## START
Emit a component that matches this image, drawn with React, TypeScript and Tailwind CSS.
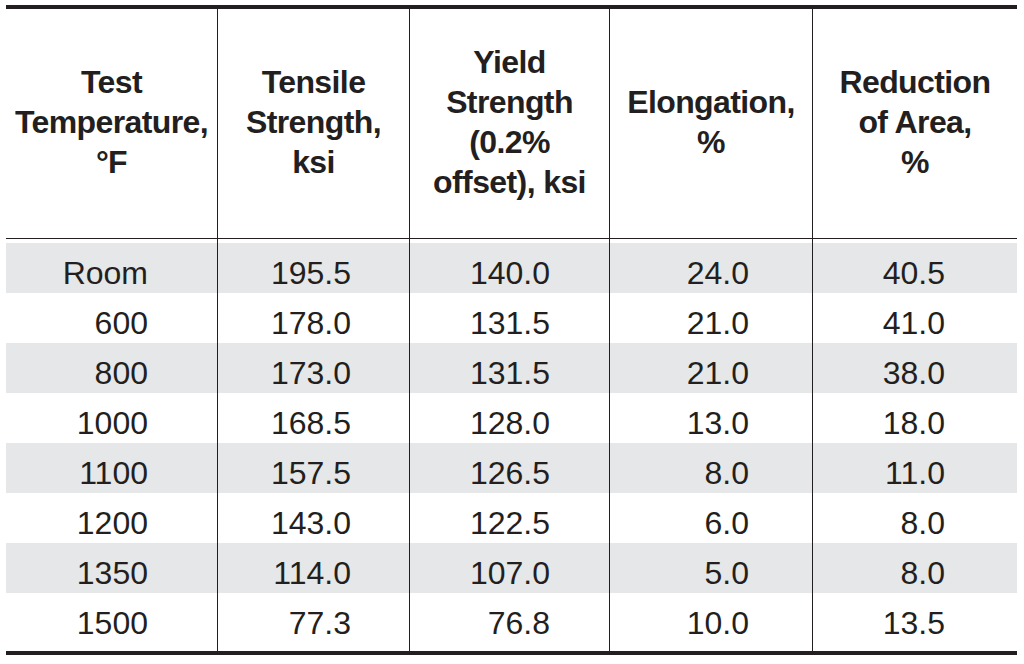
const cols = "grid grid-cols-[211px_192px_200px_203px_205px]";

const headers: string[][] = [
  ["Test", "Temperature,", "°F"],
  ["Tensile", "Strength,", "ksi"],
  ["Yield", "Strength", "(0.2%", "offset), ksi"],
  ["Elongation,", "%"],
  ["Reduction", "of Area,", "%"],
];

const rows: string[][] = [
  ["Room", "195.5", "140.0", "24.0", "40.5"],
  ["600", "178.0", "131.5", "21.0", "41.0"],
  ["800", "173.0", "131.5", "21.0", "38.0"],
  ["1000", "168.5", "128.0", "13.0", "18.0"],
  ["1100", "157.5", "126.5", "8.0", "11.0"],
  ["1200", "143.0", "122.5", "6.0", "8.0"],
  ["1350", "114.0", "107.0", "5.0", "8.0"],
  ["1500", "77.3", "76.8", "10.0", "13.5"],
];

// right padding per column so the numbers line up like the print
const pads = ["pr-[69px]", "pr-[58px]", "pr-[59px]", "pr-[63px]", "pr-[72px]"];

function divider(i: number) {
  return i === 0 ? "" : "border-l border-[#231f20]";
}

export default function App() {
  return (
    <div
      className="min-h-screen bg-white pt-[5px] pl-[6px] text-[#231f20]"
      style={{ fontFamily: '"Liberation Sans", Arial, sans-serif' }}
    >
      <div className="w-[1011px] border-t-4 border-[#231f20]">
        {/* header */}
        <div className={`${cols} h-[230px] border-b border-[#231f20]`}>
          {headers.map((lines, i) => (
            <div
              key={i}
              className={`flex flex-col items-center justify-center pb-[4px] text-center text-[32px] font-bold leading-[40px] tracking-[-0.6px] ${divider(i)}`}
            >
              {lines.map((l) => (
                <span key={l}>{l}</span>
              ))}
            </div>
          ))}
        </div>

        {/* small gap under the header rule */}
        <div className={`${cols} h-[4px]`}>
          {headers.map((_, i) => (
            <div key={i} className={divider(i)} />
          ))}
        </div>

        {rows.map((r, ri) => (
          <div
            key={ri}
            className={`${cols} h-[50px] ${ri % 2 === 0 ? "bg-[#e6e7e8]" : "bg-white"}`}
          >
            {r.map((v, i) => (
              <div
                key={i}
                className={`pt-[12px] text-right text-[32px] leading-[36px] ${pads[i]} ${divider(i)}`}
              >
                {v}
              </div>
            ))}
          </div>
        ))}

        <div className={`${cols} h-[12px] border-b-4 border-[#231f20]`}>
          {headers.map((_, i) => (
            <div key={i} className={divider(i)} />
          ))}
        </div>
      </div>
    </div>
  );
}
## END
Written request:
Word for word, quote the lines above. Omit the pictures.

The result:
Emit a component that matches this image, drawn with React, TypeScript and Tailwind CSS.
const cols = "grid grid-cols-[211px_192px_200px_203px_205px]";

const headers: string[][] = [
  ["Test", "Temperature,", "°F"],
  ["Tensile", "Strength,", "ksi"],
  ["Yield", "Strength", "(0.2%", "offset), ksi"],
  ["Elongation,", "%"],
  ["Reduction", "of Area,", "%"],
];

const rows: string[][] = [
  ["Room", "195.5", "140.0", "24.0", "40.5"],
  ["600", "178.0", "131.5", "21.0", "41.0"],
  ["800", "173.0", "131.5", "21.0", "38.0"],
  ["1000", "168.5", "128.0", "13.0", "18.0"],
  ["1100", "157.5", "126.5", "8.0", "11.0"],
  ["1200", "143.0", "122.5", "6.0", "8.0"],
  ["1350", "114.0", "107.0", "5.0", "8.0"],
  ["1500", "77.3", "76.8", "10.0", "13.5"],
];

// right padding per column so the numbers line up like the print
const pads = ["pr-[69px]", "pr-[58px]", "pr-[59px]", "pr-[63px]", "pr-[72px]"];

function divider(i: number) {
  return i === 0 ? "" : "border-l border-[#231f20]";
}

export default function App() {
  return (
    <div
      className="min-h-screen bg-white pt-[5px] pl-[6px] text-[#231f20]"
      style={{ fontFamily: '"Liberation Sans", Arial, sans-serif' }}
    >
      <div className="w-[1011px] border-t-4 border-[#231f20]">
        {/* header */}
        <div className={`${cols} h-[230px] border-b border-[#231f20]`}>
          {headers.map((lines, i) => (
            <div
              key={i}
              className={`flex flex-col items-center justify-center pb-[4px] text-center text-[32px] font-bold leading-[40px] tracking-[-0.6px] ${divider(i)}`}
            >
              {lines.map((l) => (
                <span key={l}>{l}</span>
              ))}
            </div>
          ))}
        </div>

        {/* small gap under the header rule */}
        <div className={`${cols} h-[4px]`}>
          {headers.map((_, i) => (
            <div key={i} className={divider(i)} />
          ))}
        </div>

        {rows.map((r, ri) => (
          <div
            key={ri}
            className={`${cols} h-[50px] ${ri % 2 === 0 ? "bg-[#e6e7e8]" : "bg-white"}`}
          >
            {r.map((v, i) => (
              <div
                key={i}
                className={`pt-[12px] text-right text-[32px] leading-[36px] ${pads[i]} ${divider(i)}`}
              >
                {v}
              </div>
            ))}
          </div>
        ))}

        <div className={`${cols} h-[12px] border-b-4 border-[#231f20]`}>
          {headers.map((_, i) => (
            <div key={i} className={divider(i)} />
          ))}
        </div>
      </div>
    </div>
  );
}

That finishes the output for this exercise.